Unnamed: 0,text,subject
0,Q: How do you send a payload to the James Webb Space Telescope?A: ${jwst:ldap://,Jwst-mission
1,Why NASA's James Webb telescope Twitter account blocked other NASA Twitter accounts [,Jwst-facts
2,"With Webb’s Mid-Booms Extended, Sunshield Takes Shape – James Webb Space Telescope Sunshield STARBOARD Mid-BoomThe Right/Starboard (-J2) Sunshield Boom Deployment",Jwst-mission
3,The first image from the new James Webb telescope is in!,Jwst-mission
4,Still can't believe we did the space shuttle. Nation of absolute madmen.,Other-missions


<class 'pandas.core.frame.DataFrame'>
RangeIndex: 1348 entries, 0 to 1347
Data columns (total 2 columns):
 #   Column   Non-Null Count  Dtype 
---  ------   --------------  ----- 
 0   text     1348 non-null   object
 1   subject  1348 non-null   object
dtypes: object(2)
memory usage: 21.2+ KB
CPU times: user 209 ms, sys: 31.9 ms, total: 241 ms
Wall time: 343 ms


## Exploratory Data Analysis

Show distribution of tweet subjects in annotated data

In [6]:
df["subject"].value_counts().rename("count").to_frame().merge(
    (100 * df["subject"].value_counts(normalize=True).rename("fraction").to_frame()),
    left_index=True,
    right_index=True,
    how="left",
).rename_axis("subject").reset_index()

Unnamed: 0,subject,count,fraction
0,misc,370,27.448071
1,Jwst-mission,287,21.290801
2,Other-missions,220,16.320475
3,Nasa-science,127,9.421365
4,images,112,8.308605
5,Jwst-facts,97,7.195846
6,Nasa-careers,45,3.338279
7,Nasa-funding,40,2.967359
8,telescopes,26,1.928783
9,Rover-images,24,1.780415


**Notes**
1. During manual labeling of the tweets, those belonging to an unrelated subject do not contain *Jwst* in the subject name.
2. Some tweets related to *telescopes* might involve discussion related to the current project, but this was not always found to be the case. Additionally, tweets belonging to this subject make up less than 5% of all manually labeled tweets and so we will proceed to discard these from further use.

**Observations**
1. The subjects required for this project are
   - *Jwst-mission*
   - *Jwst-facts*

   so we will focus on building a list of search terms that only efficiently filters tweets belonging to those in these two subjects. This list will not be suitable for use with other subjects but this is acceptable since this project is focused on the above two subjects only.

## Filter Data

Filter tweets to get required subjects

In [7]:
df_subjects = df.query("subject.isin(@wanted_subject_strs)")

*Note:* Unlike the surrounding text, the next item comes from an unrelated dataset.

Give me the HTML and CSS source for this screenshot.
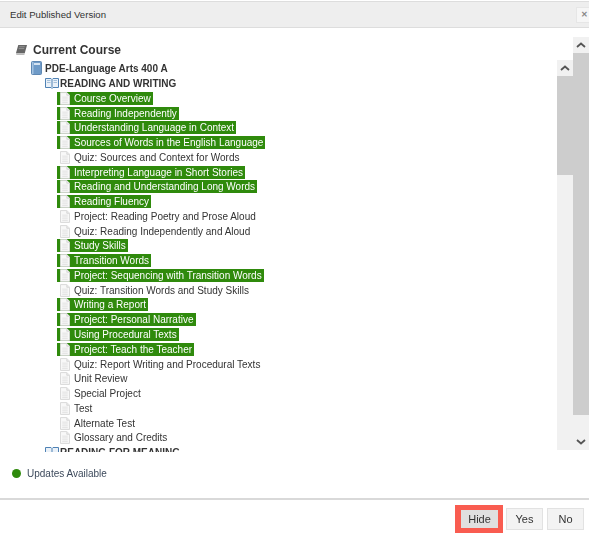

From filtered data, get tweets containing wanted
- standalone, or
- joined

terms in the text of the tweet

In [8]:
df_unexpected = df_subjects.query("~text.str.lower().str.contains(@wanted_str)")

Show the leftover tweets that are not captured by the filter term list defined above (`wanted_list`)

In [9]:
print(
    f"Found {len(df_unexpected):,} leftover tweets "
    f"({100*len(df_unexpected)/len(df_subjects):.3f}%) "
    f"out of {len(df_subjects):,} candidate tweets matching the wanted subjects"
)
with pd.option_context("display.max_rows", None, "display.max_colwidth", None):
    display(df_unexpected)

Found 30 leftover tweets (7.812%) out of 384 candidate tweets matching the wanted subjects


Unnamed: 0,text,subject
113,Can’t wait to see this thing in action: NASA’s finest moment since saving Hubble.,Jwst-mission
146,"I am not with NASA so this is just my opinion: It all depends where the tear would be, I imagine that if it is towards the outside of the shield( away from the center) its ok, also, remember that the main sensors are actively cooled (new tech refrigeration)!",Jwst-mission
159,"Might be a little gassy but hey, you go NASA.",Jwst-mission
188,Interesting Fact I learned the other day. The space shuttle was the best looking craft to ever fly.,Jwst-facts
265,Educators - subscribe to NASA Explore newsletter and get a toolkit for bringing the mission into the classroom.,Jwst-mission
277,"While some of us were celebrating Christmas, the scientists at were busy launching the successfully!!!The fine people at NASA have created something to help you follow along as it deploys its many and various parts!",Jwst-mission
283,ICYMI: NASA &amp; CDSE member teams placed the III forward skirt on the Michoud Assembly Facility Vertical Assembly Center robotic weld tool for its next production phase. The forward skirt will host flight computers &amp; avionics:,Jwst-mission
294,part 3: around the spacecraft and then amplify and distribute said energy to thrusters as the craft begins to gain more and more speed due to an infinite amount of energy needed to reach the speed of light. Nuclear fission being used to do that is too risky i would say.,Jwst-facts
320,Then why is there a can spinning in this fake CGI NASA video? Scroll 4mins in. I’ll wait…. Next.,Jwst-mission
349,"I give up. It looks like a space shuttle, how can that be new?",Jwst-facts


**Observations**
1. The search term list does not capture less than 10% of candidate tweets.
2. Some of the leftover tweets are directly related to the current project. However, expanding the search terms list (`wanted_list`) to include terms that would capture these leftover tweets would also result in capturing unrelated tweets. eg. including `NASA` or `nasa` will capture most of these leftover tweets, but will also pick up tweets about other (unrelated) NASA missions that are not relevant for this project.